For its part, Altor Networks will be previewing a new product dubbed Virtual Network Firewall, which is currently in beta tests at 20 customer sites including
Revlon and scheduled for availability in October. According to CEO Amir Ben-Efraim, this product will help customers concerned
with blind spots that crop up during inter-virtual machine (VM) traffic. Another security risk, he says, occurs when VMs are
dynamically moved via tools such as VMware's VMotion. Traditional firewalls that sit at the physical network layer would not be able to spot or stop unauthorized traffic,
but he argues Altor's Virtual Network Firewall can follow VMs through the migration process and ensure that any policies intended
for the VM are applied regardless of location.
Industry watchers say companies may not have been monitoring traffic at the access layer in the past, but if virtualization
drives them to do so now, it will only benefit their environment.
"Virtualization adds a new layer to secure and it is not surprisingly different from how security teams protected the physical
infrastructure, but it does require them to understand the virtual realm and dive in deep enough to know what is going on
in there," says Pete Lindstrom, research director at Spire Security.

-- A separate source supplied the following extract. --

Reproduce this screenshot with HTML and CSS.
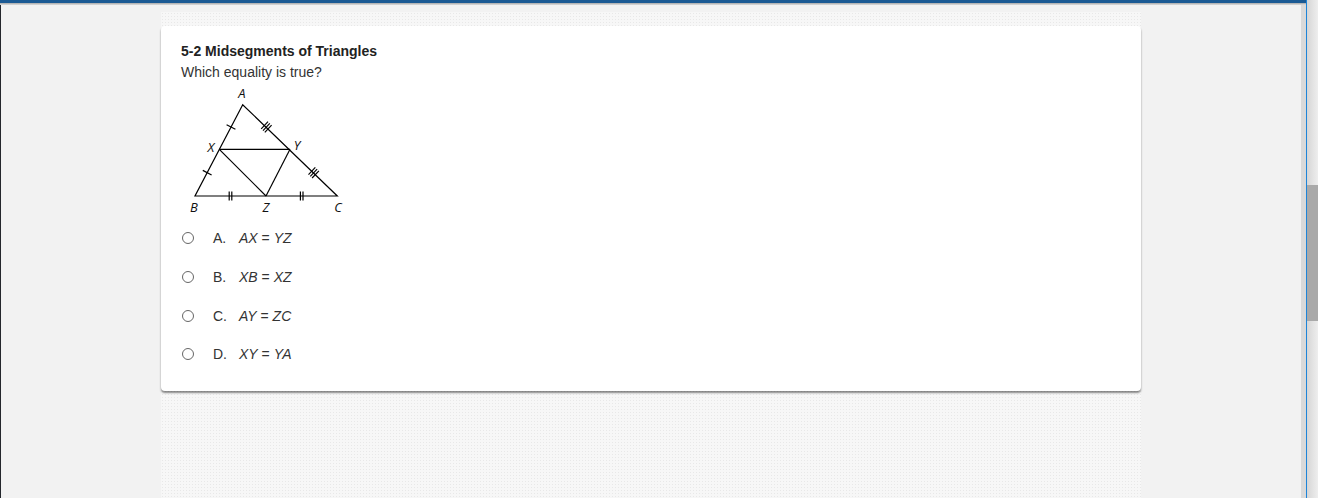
FILE: index.html
```html
<!DOCTYPE html>
<html>
<head>
<meta charset="utf-8">
<link rel="stylesheet" href="styles.css">
</head>
<body>
<div class="frame">
  <div class="topbar"></div>
  <div class="topshadow"></div>
  <div class="row">
    <div class="leftedge"></div>
    <div class="main">
      <div class="column">
        <div class="card">
          <div class="title">5-2 Midsegments of Triangles</div>
          <div class="question">Which equality is true?</div>
          <svg class="figure" width="170" height="130" viewBox="0 0 170 130">
            <g stroke="#000" stroke-width="1.2" fill="none">
              <polygon points="61.7,20.7 14,112 156.3,112"/>
              <line x1="38.3" y1="65.3" x2="109" y2="65.3"/>
              <line x1="38.3" y1="65.3" x2="85" y2="112"/>
              <line x1="109" y1="65.3" x2="85" y2="112"/>
              <line x1="45.6" y1="40.7" x2="54.4" y2="45.3"/>
              <line x1="21.8" y1="86.4" x2="30.6" y2="91"/>
              <line x1="80.2" y1="44.9" x2="87" y2="37.7"/>
              <line x1="82" y1="46.6" x2="88.8" y2="39.4"/>
              <line x1="83.8" y1="48.3" x2="90.6" y2="41.1"/>
              <line x1="127.5" y1="90.6" x2="134.3" y2="83.4"/>
              <line x1="129.3" y1="92.3" x2="136.1" y2="85.1"/>
              <line x1="131.1" y1="94" x2="137.9" y2="86.8"/>
              <line x1="48.2" y1="107.5" x2="48.2" y2="116.5"/>
              <line x1="50.8" y1="107.5" x2="50.8" y2="116.5"/>
              <line x1="119.4" y1="107.5" x2="119.4" y2="116.5"/>
              <line x1="122" y1="107.5" x2="122" y2="116.5"/>
            </g>
            <g class="lbl" text-anchor="middle">
              <text x="61" y="14">A</text>
              <text x="30" y="68">X</text>
              <text x="116" y="66">Y</text>
              <text x="13" y="128">B</text>
              <text x="85" y="128">Z</text>
              <text x="157" y="128">C</text>
            </g>
          </svg>
          <ul class="options">
            <li class="option"><span class="radio"></span><span class="letter">A.</span><span class="eq"><i>AX</i> = <i>YZ</i></span></li>
            <li class="option"><span class="radio"></span><span class="letter">B.</span><span class="eq"><i>XB</i> = <i>XZ</i></span></li>
            <li class="option"><span class="radio"></span><span class="letter">C.</span><span class="eq"><i>AY</i> = <i>ZC</i></span></li>
            <li class="option"><span class="radio"></span><span class="letter">D.</span><span class="eq"><i>XY</i> = <i>YA</i></span></li>
          </ul>
        </div>
      </div>
    </div>
    <div class="band"></div>
  </div>
</div>
<div class="vline"></div>
<div class="scrollbar"><div class="thumb"></div></div>
</body>
</html>
```

FILE: styles.css
```css
html, body {
  margin: 0;
  padding: 0;
  height: 498px;
  overflow: hidden;
}
body {
  display: flex;
  font-family: "Liberation Sans", Arial, sans-serif;
  background: #f2f2f2;
}
.frame {
  flex: 1;
  display: flex;
  flex-direction: column;
  min-width: 0;
}
.topbar {
  height: 3px;
  background: #1b5a94;
}
.topshadow {
  height: 2px;
  background: linear-gradient(#a9a9a9, #dedede);
}
.row {
  flex: 1;
  display: flex;
}
.leftedge {
  width: 1px;
  background: #24272c;
}
.main {
  flex: 1;
  display: flex;
  justify-content: center;
  background: #f2f2f2;
  padding-top: 7px;
}
.band {
  width: 5px;
  background: #d9d9d9;
}
.column {
  width: 980px;
  padding-top: 14px;
  background-color: #f7f7f7;
  background-image: radial-gradient(circle, #e8e8e8 0.7px, transparent 1px);
  background-size: 3px 3px;
}
.card {
  background: #fff;
  border-radius: 4px;
  padding: 17px 20px 17px;
  box-shadow: 0 2px 2px rgba(0, 0, 0, 0.45);
}
.title {
  font-size: 14px;
  font-weight: bold;
  color: #222;
  line-height: 16px;
}
.question {
  font-size: 14px;
  color: #333;
  line-height: 18px;
  margin-top: 4px;
}
.figure {
  display: block;
  margin-top: 3px;
  overflow: visible;
}
.lbl text {
  font-family: "Open Sans", "DejaVu Sans", sans-serif;
  font-style: italic;
  font-size: 13px;
  fill: #111;
}
.options {
  list-style: none;
  margin: 5px 0 0;
  padding: 0;
}
.option {
  height: 38.7px;
  display: flex;
  align-items: center;
  font-size: 14px;
  color: #333;
}
.radio {
  width: 10px;
  height: 10px;
  border: 1.5px solid #666;
  border-radius: 50%;
  margin-left: 1px;
  flex: none;
}
.letter {
  margin-left: 19px;
  width: 26px;
}
.eq i {
  font-style: italic;
}
.vline {
  width: 1px;
  background: #1d84d8;
}
.scrollbar {
  width: 11px;
  background: linear-gradient(90deg, #d6d6d6, #eeeeee);
  padding-top: 185px;
}
.thumb {
  height: 136px;
  background: #a9a9a9;
}
```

Separately, Catbird will introduce updated features in the second generation of its virtual server security offering. V-Security 2.0 includes
role-based management features the company says will help VM managers divvy up tasks and restrict people from performing unauthorized
tasks. This release also includes a feature dubbed TrustZones that the company likens to firewalls in the physical world.
These zones allow administrators to create groups and apply group policies, which will be applied to the VMs in the group
or any added to the group. The company says V-Security addresses security and compliance issues for enterprise IT managers.
"Catbird combines a lot of different security-related features into one product set," Lindstrom says.